Front-end source files
.....

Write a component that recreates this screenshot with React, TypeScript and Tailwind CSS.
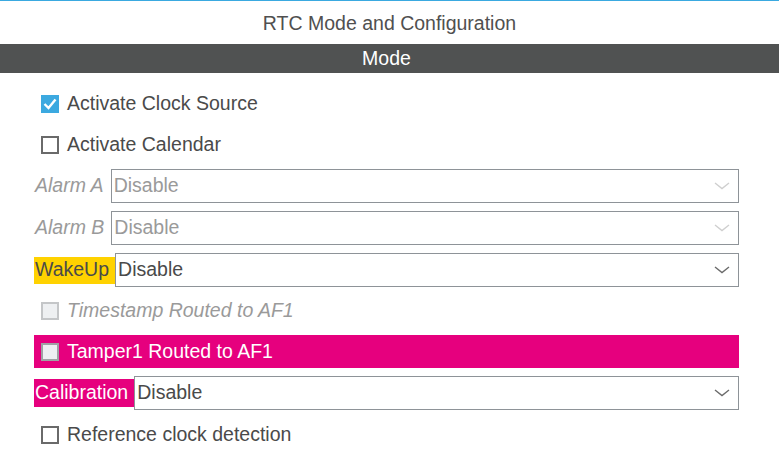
import React from "react";

const font = { fontFamily: '"Liberation Sans", Arial, sans-serif' };

function Chevron({ disabled }: { disabled?: boolean }) {
  return (
    <svg width="16" height="8" viewBox="0 0 16 8" className="shrink-0">
      <path
        d="M1 1 L8 6.5 L15 1"
        fill="none"
        stroke={disabled ? "#cfcfcf" : "#6b6b6b"}
        strokeWidth="1.4"
      />
    </svg>
  );
}

function Box({ checked, variant }: { checked?: boolean; variant?: "normal" | "disabled" | "tamper" }) {
  if (checked) {
    return (
      <div className="w-[18px] h-[18px] bg-[#3ca9e0] flex items-center justify-center shrink-0">
        <svg width="14" height="12" viewBox="0 0 14 12">
          <path d="M1.5 6 L5.5 10 L12.5 1.5" fill="none" stroke="#fff" strokeWidth="2.4" />
        </svg>
      </div>
    );
  }
  if (variant === "disabled") {
    return <div className="w-[18px] h-[18px] bg-[#eef0f2] border-2 border-[#c4c6c8] shrink-0" />;
  }
  if (variant === "tamper") {
    return <div className="w-[18px] h-[18px] bg-[#eef0f2] border-2 border-[#a0a2a4] shrink-0" />;
  }
  return <div className="w-[18px] h-[18px] bg-white border-2 border-[#6a6a6a] shrink-0" />;
}

function Select({ disabled }: { disabled?: boolean }) {
  return (
    <div className="flex-1 h-[34px] border border-[#8e9398] bg-white flex items-center justify-between pl-[2px] pr-[8px]">
      <span className={disabled ? "text-[#9a9a9a]" : "text-[#4a4a4a]"}>Disable</span>
      <Chevron disabled={disabled} />
    </div>
  );
}

export default function App() {
  return (
    <div className="w-[779px] h-[463px] bg-white overflow-hidden text-[19.5px] leading-none" style={font}>
      <div className="h-[1px] bg-[#3aa9e0]" />
      <div className="h-[43px] flex items-center justify-center pt-[2px] text-[#505050]">RTC Mode and Configuration</div>
      <div className="h-[29px] bg-[#505252] flex items-center justify-center pt-[1px] pr-[6px] text-white">Mode</div>
      <div className="flex flex-col pl-[34px] pr-[40px] pt-[14px]">
        <div className="h-[34px] flex items-center pl-[7px] gap-[8px] text-[#4a4a4a]">
          <Box checked />
          <span>Activate Clock Source</span>
        </div>
        <div className="h-[34px] mt-[7px] flex items-center pl-[7px] gap-[8px] text-[#4a4a4a]">
          <Box />
          <span>Activate Calendar</span>
        </div>
        <div className="h-[34px] mt-[7px] flex items-center">
          <span className="italic text-[#9a9a9a] pl-[1px] pr-[7px]">Alarm A</span>
          <Select disabled />
        </div>
        <div className="h-[34px] mt-[8px] flex items-center">
          <span className="italic text-[#9a9a9a] pl-[1px] pr-[7px]">Alarm B</span>
          <Select disabled />
        </div>
        <div className="h-[34px] mt-[8px] flex items-center">
          <span className="h-[27px] flex items-center bg-[#ffd200] text-[#4a4a4a] pl-[1px] pr-[6px]">WakeUp</span>
          <Select />
        </div>
        <div className="h-[34px] mt-[7px] flex items-center pl-[7px] gap-[8px] text-[#9a9a9a] italic">
          <Box variant="disabled" />
          <span>Timestamp Routed to AF1</span>
        </div>
        <div className="h-[33px] mt-[7px] flex items-center pl-[7px] gap-[8px] bg-[#e6007e] text-white">
          <Box variant="tamper" />
          <span>Tamper1 Routed to AF1</span>
        </div>
        <div className="h-[34px] mt-[8px] flex items-center">
          <span className="h-[28px] flex items-center bg-[#e6007e] text-white pl-[1px] pr-[6px]">Calibration</span>
          <Select />
        </div>
        <div className="h-[34px] mt-[8px] flex items-center pl-[7px] gap-[8px] text-[#4a4a4a]">
          <Box />
          <span>Reference clock detection</span>
        </div>
      </div>
    </div>
  );
}
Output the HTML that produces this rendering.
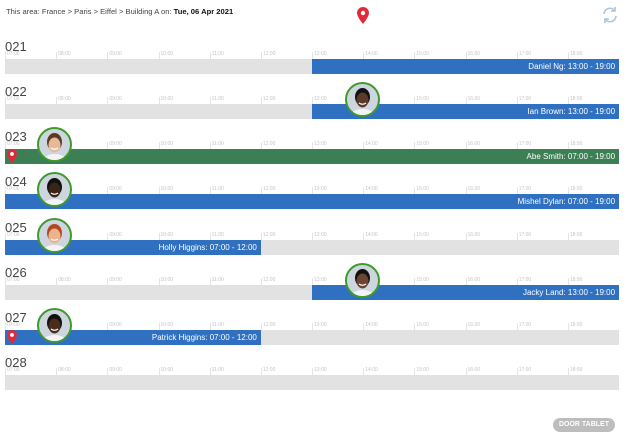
<!DOCTYPE html>
<html><head><meta charset="utf-8"><style>
body{margin:0;width:640px;height:439px;background:#fff;font-family:"Liberation Sans",sans-serif;position:relative;overflow:hidden}
.a{position:absolute}
.hdr{left:6px;top:7px;font-size:7.6px;color:#444}
.lbl{position:absolute;left:5px;font-size:13px;color:#444}
.bar{position:absolute;left:5px;width:614px;height:15px;background:#e2e2e2}
.seg{position:absolute;top:0;height:15px;color:#fff;font-size:8px;line-height:15px;text-align:right;box-sizing:border-box;padding-right:4px;white-space:nowrap}
.b{background:#3070c0}.g{background:#3d7f55}
.tk{position:absolute;height:7px;border-left:1px solid #e4e4e4;font-size:5px;color:#c4c4c4;line-height:5px;padding-left:1px}
.av{position:absolute;width:31px;height:31px;border:2px solid #3f9a2e;border-radius:50%;overflow:hidden;background:#cdd6df}
.btn{left:553px;top:418px;width:62px;height:14px;border-radius:7px;background:#bdbdbd;color:#fff;font-size:7px;font-weight:bold;text-align:center;line-height:14px;letter-spacing:0}
</style></head><body>
<div class="a hdr">This area: France &gt; Paris &gt; Eiffel &gt; Building A on: <b style="color:#111">Tue, 06 Apr 2021</b></div>
<svg class="a" style="left:357px;top:7px" width="12" height="17" viewBox="0 0 12 17"><path d="M6 0C2.7 0 0 2.6 0 5.9 0 10 6 17 6 17s6-7 6-11.1C12 2.6 9.3 0 6 0z" fill="#e02a3a"/><circle cx="6" cy="6" r="2.2" fill="#fff"/></svg>
<svg class="a" style="left:601px;top:6px" width="18" height="18" viewBox="0 0 18 18" fill="none" stroke="#a9c3e0" stroke-width="1.6"><path d="M3 8A6 6 0 0 1 14 5"/><path d="M14 1v4h-4"/><path d="M15 10A6 6 0 0 1 4 13"/><path d="M4 17v-4h4"/></svg>
<div id="rows"></div>
<div class="a btn">DOOR TABLET</div>
<script>
var rows=[["021",[["b",6,12,"Daniel Ng: 13:00 - 19:00"]],null,0],
["022",[["b",6,12,"Ian Brown: 13:00 - 19:00"]],345,0],
["023",[["g",0,12,"Abe Smith: 07:00 - 19:00"]],37,1],
["024",[["b",0,12,"Mishel Dylan: 07:00 - 19:00"]],37,0],
["025",[["b",0,5,"Holly Higgins: 07:00 - 12:00"]],37,0],
["026",[["b",6,12,"Jacky Land: 13:00 - 19:00"]],345,0],
["027",[["b",0,5,"Patrick Higgins: 07:00 - 12:00"]],37,1],
["028",[],null,0]];
var skins=["","#5a3a28","#e8b898","#3a2418","#e9b48f","#6b4530","#4a2c1c"];
var hair=["","#111","#5a3a20","#111","#b5461e","#111","#111"];
var h="",u=51.17;
rows.forEach(function(r,i){var t=59+Math.round(45.15*i);
h+='<div class="lbl" style="top:'+(t-20)+'px">'+r[0]+'</div>';
for(var k=0;k<12;k++){h+='<div class="tk" style="left:'+(5+u*k)+'px;top:'+(t-7)+'px">'+(k+7<10?'0':'')+(k+7)+':00</div>';}
h+='<div class="bar" style="top:'+t+'px">';
r[1].forEach(function(s){h+='<div class="seg '+s[0]+'" style="left:'+(s[1]*u)+'px;width:'+((s[2]-s[1])*u)+'px">'+s[3]+'</div>';});
h+='</div>';
if(r[3])h+='<svg class="a" style="left:7px;top:'+t+'px" width="10" height="14" viewBox="0 0 12 17"><path d="M6 0C2.7 0 0 2.6 0 5.9 0 10 6 17 6 17s6-7 6-11.1C12 2.6 9.3 0 6 0z" fill="#e02a3a"/><circle cx="6" cy="6" r="2.3" fill="#fff"/></svg>';
if(r[2]!==null){h+='<div class="av" style="left:'+r[2]+'px;top:'+(t-22)+'px"><svg width="31" height="31" viewBox="0 0 31 31"><ellipse cx="15.5" cy="33" rx="13" ry="8" fill="#f4f4f4"/><ellipse cx="15.5" cy="13" rx="7.5" ry="9" fill="'+hair[i]+'"/><ellipse cx="15.5" cy="16" rx="6" ry="7.5" fill="'+skins[i]+'"/><path d="M12 19q3.5 2.5 7 0" stroke="#fff" stroke-width="1.2" fill="none"/></svg></div>';}
});
document.getElementById("rows").innerHTML=h;
</script>
</body></html>
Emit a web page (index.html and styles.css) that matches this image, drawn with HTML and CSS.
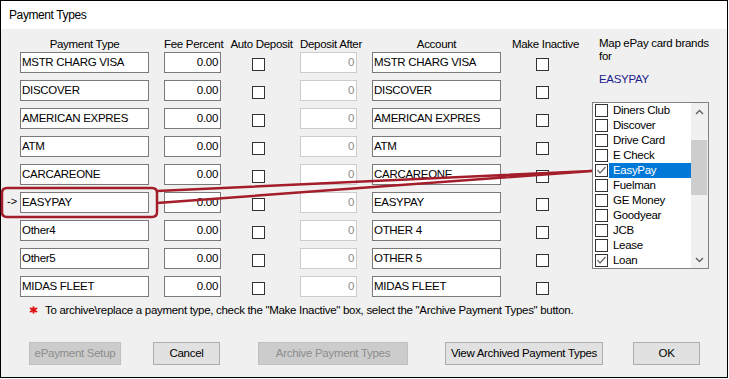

.....

Exercise directions ::
From the data, list each line in which the string "React" appears.

Correct result ::
Write a component that recreates this screenshot with React, TypeScript and Tailwind CSS.
import React from "react";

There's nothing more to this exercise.